Agreed, see my other mail.
> When I suggested this same basic feature (only one full backup ever) ..
> some months ago on this list, I was thinking more along the lines of
> 'reverse delta' .. for instance like subversion does. The basic idea is
> that you always keep the latest version of the file and you maintain
> deltas going back in time towards earlier versions. That way you can
> drop the old stuff as you see fit.
>
> I think however that such an implementation requires some server side
> intelligence, and it would be pretty hard to fit in duplicity's approach
> of a dumb untrusted remote storage (which was also one of the aspects
> that initially drew me to it)
I know how to do it with server-side intelligence. That's easy ;-)

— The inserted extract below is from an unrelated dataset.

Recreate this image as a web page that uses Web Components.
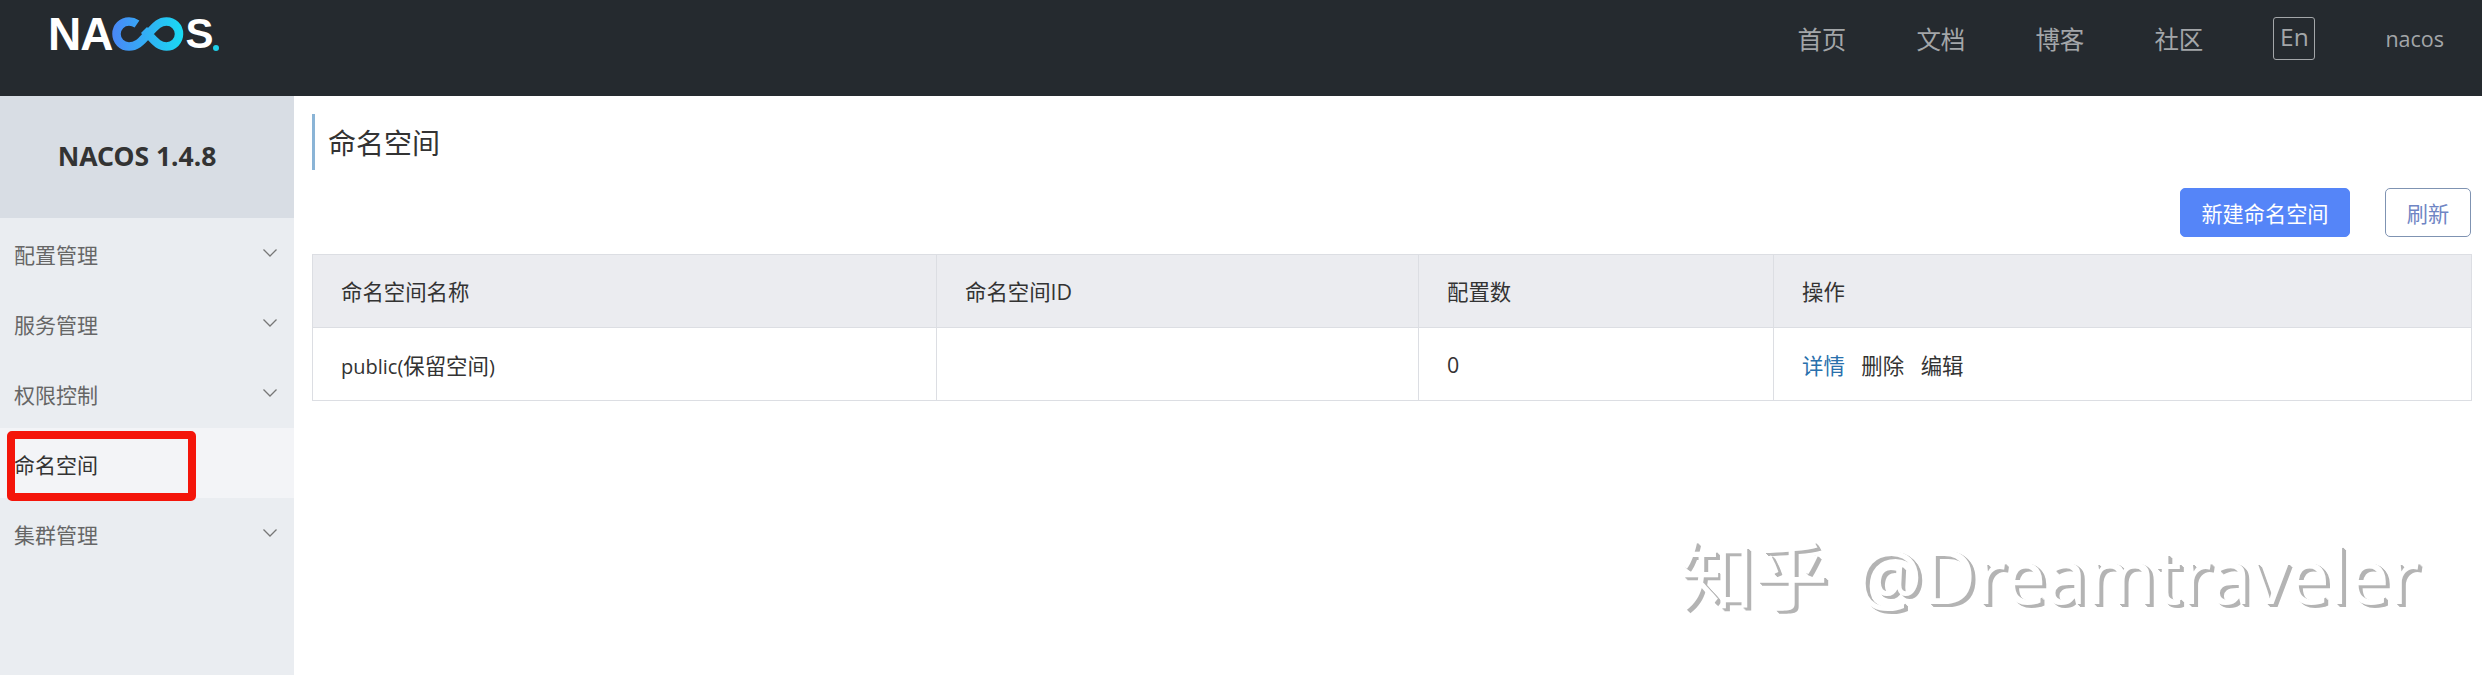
<!DOCTYPE html>
<html lang="zh">
<head>
<meta charset="utf-8">
<title>Nacos</title>
<style>
  html, body { margin: 0; padding: 0; background: #fff; }
  body {
    font-family: "Open Sans", "Noto Sans CJK SC", sans-serif;
    color: #333;
    height: 675px;
    overflow: hidden;
    position: relative;
  }
  .page-body { display: flex; height: 579px; }
</style>
</head>
<body>
<nacos-header></nacos-header>
<div class="page-body">
  <nacos-sidebar version="NACOS 1.4.8">
    <side-item label="配置管理" arrow></side-item>
    <side-item label="服务管理" arrow></side-item>
    <side-item label="权限控制" arrow></side-item>
    <side-item label="命名空间" active></side-item>
    <side-item label="集群管理" arrow></side-item>
  </nacos-sidebar>
  <namespace-page></namespace-page>
</div>
<red-mark></red-mark>
<water-mark></water-mark>

<script>
const CJK_FONT = '"Open Sans", "Noto Sans CJK SC", sans-serif';

// cabecera oscura con logo y navegación
const headerTemplate = document.createElement("template");
headerTemplate.innerHTML = `
<style>
:host { display: block; height: 96px; background: #252a2f; }
.bar { display: flex; justify-content: space-between; align-items: center; height: 76px; padding: 0 38px 0 48px; }
.logo { display: flex; align-items: center; height: 34px; margin-top: -8px; color: #fff; font: 700 46px/34px "Liberation Sans", sans-serif; }
.logo .n { letter-spacing: -1px; }
.logo .a { margin-right: -1px; }
.logo svg { display: block; flex: none; }
.logo .s { margin-left: 1px; font-size: 42px; }
.logo i { width: 6px; height: 6px; border-radius: 50%; background: #1fd0e8; margin: 28px 0 0 0; }
nav { display: flex; align-items: center; font-family: ${CJK_FONT}; color: #a3a6a9; font-size: 24.5px; }
nav a { margin-right: 70px; }
nav .lang { box-sizing: border-box; width: 42px; height: 43px; border: 1px solid #a3a6a9; border-radius: 3px; text-align: center; line-height: 38px; margin-right: 70px; }
nav .user { font-size: 21.500px; }
</style>
<div class="bar">
  <div class="logo">
    <span class="n">N</span><span class="a">A</span>
    <svg width="72" height="34" viewBox="0 0 72 34">
      <defs><linearGradient id="inf" gradientUnits="userSpaceOnUse" x1="0" y1="0" x2="72" y2="0"><stop offset="0" stop-color="#4a86f7"/><stop offset="1" stop-color="#18dcf2"/></linearGradient></defs>
      <path d="M25 7 C22 5 20 4.500 17 4.500 C10 4.500 4.500 10 4.500 17 C4.500 24 10 29.500 17 29.500 C26 29.500 30 23 36 17 C42 11 46 4.500 54.500 4.500 C61.500 4.500 67 10 67 17 C67 24 61.500 29.500 54.500 29.500 C46 29.500 42 23 36 17 L32 13" fill="none" stroke="url(#inf)" stroke-width="8.500"/>
    </svg>
    <span class="s">S</span><i></i>
  </div>
  <nav>
    <a>首页</a><a>文档</a><a>博客</a><a>社区</a>
    <span class="lang">En</span>
    <span class="user">nacos</span>
  </nav>
</div>
`;

class NacosHeader extends HTMLElement {
  constructor() {
    super();
    this.attachShadow({ mode: "open" });
  }

  connectedCallback() {
    this.shadowRoot.appendChild(headerTemplate.content.cloneNode(true));
  }
}

const sidebarTemplate = document.createElement("template");
sidebarTemplate.innerHTML = `
<style>
:host { display: block; flex: none; width: 294px; background: #eaedf1; }
.version { box-sizing: border-box; height: 122px; padding: 0 20px 2px 0; background: #d8dde4; color: #333; display: flex; align-items: center; justify-content: center; font: 700 26.500px "Noto Sans", sans-serif; }
</style>
<div class="version"></div>
<slot></slot>
`;

class NacosSidebar extends HTMLElement {
  constructor() {
    super();
    this.attachShadow({ mode: "open" });
  }

  connectedCallback() {
    const template = sidebarTemplate.content.cloneNode(true);
    template.querySelector(".version").textContent = this.getAttribute("version");
    this.shadowRoot.appendChild(template);
  }
}

const sideItemTemplate = document.createElement("template");
sideItemTemplate.innerHTML = `
<style>
:host { display: flex; align-items: center; justify-content: space-between; box-sizing: border-box; height: 70px; padding: 2px 16px 0 14px; color: #666; font: 21px ${CJK_FONT}; }
:host([active]) { background: #f3f4f7; color: #333; }
svg { display: block; margin-top: -2px; }
</style>
<span></span>
<svg width="16" height="10" viewBox="0 0 16 10"><path d="M1.500 1.500 L8 8 L14.500 1.500" fill="none" stroke="#777" stroke-width="1.300"/></svg>
`;

class SideItem extends HTMLElement {
  constructor() {
    super();
    this.attachShadow({ mode: "open" });
  }

  connectedCallback() {
    const template = sideItemTemplate.content.cloneNode(true);
    template.querySelector("span").textContent = this.getAttribute("label");
    if (!this.hasAttribute("arrow")) {
      template.querySelector("svg").remove();
    }
    this.shadowRoot.appendChild(template);
  }
}

const pageTemplate = document.createElement("template");
pageTemplate.innerHTML = `
<style>
:host { display: block; flex: 1; min-width: 0; padding: 18px 11px 0 18px; font-family: ${CJK_FONT}; }
h1 { margin: 0; height: 56px; box-sizing: border-box; border-left: 3px solid #8ab4d6; padding-left: 13px; font-size: 28px; font-weight: 400; line-height: 58px; color: #333; }
.actions { display: flex; justify-content: flex-end; gap: 35px; margin: 18px 0 17px; }
</style>
<h1>命名空间</h1>
<div class="actions">
  <ns-button primary>新建命名空间</ns-button>
  <ns-button>刷新</ns-button>
</div>
<ns-table></ns-table>
`;

class NamespacePage extends HTMLElement {
  constructor() {
    super();
    this.attachShadow({ mode: "open" });
  }

  connectedCallback() {
    this.shadowRoot.appendChild(pageTemplate.content.cloneNode(true));
  }
}

const buttonTemplate = document.createElement("template");
buttonTemplate.innerHTML = `
<style>
:host { display: flex; align-items: center; justify-content: center; box-sizing: border-box; height: 49px; width: 86px; border: 1px solid #7f93b2; border-radius: 5px; background: #fff; color: #6f85c4; font-size: 21.200px; }
:host([primary]) { width: 170px; border-color: #5585f8; background: #5585f8; color: #fff; }
</style>
<slot></slot>
`;

class NsButton extends HTMLElement {
  constructor() {
    super();
    this.attachShadow({ mode: "open" });
    this.shadowRoot.appendChild(buttonTemplate.content.cloneNode(true));
  }
}

const tableTemplate = document.createElement("template");
tableTemplate.innerHTML = `
<style>
:host { display: block; font-size: 21.400px; color: #333; }
table { width: 2159px; table-layout: fixed; border-collapse: collapse; }
th, td { box-sizing: border-box; border: 1px solid #dcdee3; padding: 0 0 2px 28px; text-align: left; font-weight: 400; }
th { height: 73px; background: #ebecf0; }
td { height: 73px; padding-bottom: 0; }
td a { margin-right: 11px; color: #333; }
td a.detail { color: #2a70ac; }
.latin { font-size: 20px; }
</style>
<table>
  <colgroup><col style="width:624px"><col style="width:482px"><col style="width:355px"><col style="width:698px"></colgroup>
  <tr><th>命名空间名称</th><th>命名空间ID</th><th>配置数</th><th>操作</th></tr>
  <tr><td><span class="latin">public(</span>保留空间<span class="latin">)</span></td><td></td><td>0</td><td><a class="detail">详情</a> <a>删除</a> <a>编辑</a></td></tr>
</table>
`;

class NsTable extends HTMLElement {
  constructor() {
    super();
    this.attachShadow({ mode: "open" });
    this.shadowRoot.appendChild(tableTemplate.content.cloneNode(true));
  }
}

// marca roja encima de la captura
const redMarkTemplate = document.createElement("template");
redMarkTemplate.innerHTML = `
<style>
:host { position: absolute; left: 7px; top: 431px; width: 189px; height: 70px; box-sizing: border-box; border: 8px solid #f4150a; border-radius: 5px; }
</style>
`;

class RedMark extends HTMLElement {
  constructor() {
    super();
    this.attachShadow({ mode: "open" });
    this.shadowRoot.appendChild(redMarkTemplate.content.cloneNode(true));
  }
}

const waterMarkTemplate = document.createElement("template");
waterMarkTemplate.innerHTML = `
<style>
:host { position: absolute; left: 1680px; top: 526px; white-space: nowrap; color: #fff; text-shadow: 2px 1px 0 #b4b4b4, 3px 2px 0 #b4b4b4, 4px 3px 0 #b4b4b4; font: 74px/100px "Noto Sans", "Noto Sans CJK SC", sans-serif; }
.name { margin-left: 28px; letter-spacing: -0.500px; }
</style>
<span>知乎</span><span class="name">@Dreamtraveler</span>
`;

class WaterMark extends HTMLElement {
  constructor() {
    super();
    this.attachShadow({ mode: "open" });
    this.shadowRoot.appendChild(waterMarkTemplate.content.cloneNode(true));
  }
}

customElements.define("ns-button", NsButton);
customElements.define("ns-table", NsTable);
customElements.define("side-item", SideItem);
customElements.define("nacos-header", NacosHeader);
customElements.define("nacos-sidebar", NacosSidebar);
customElements.define("namespace-page", NamespacePage);
customElements.define("red-mark", RedMark);
customElements.define("water-mark", WaterMark);
</script>
</body>
</html>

That is essentially what my home-brewn scripts did. On the server side,
I rotated the last backup out of the way, created a tree of hard-links,
and rsync'ed into the new tree (rsync knows how to handle hardlinks).
That provides _trivial_ access to older revisions, while preserving the
lowest-possible-overhead on backup thanks to rsync.
Whenever I no longer wanted some particular snapshot, I could simply
delete it. The filesystem took care of everything else.
However, you're perfectly right - this requires server-side
intelligence, and access to the raw data on the server (trust issues),
and it's also less space-efficient than storing rdiffs for the most part
(each modified file would take the full space, _every time_); which is
exactly what I'm trying to move away from.
Thanks,
Lars
--
Teamlead Kernel, SuSE Labs, Research and Development
SUSE LINUX Products GmbH, GF: Markus Rex, HRB 16746 (AG Nürnberg)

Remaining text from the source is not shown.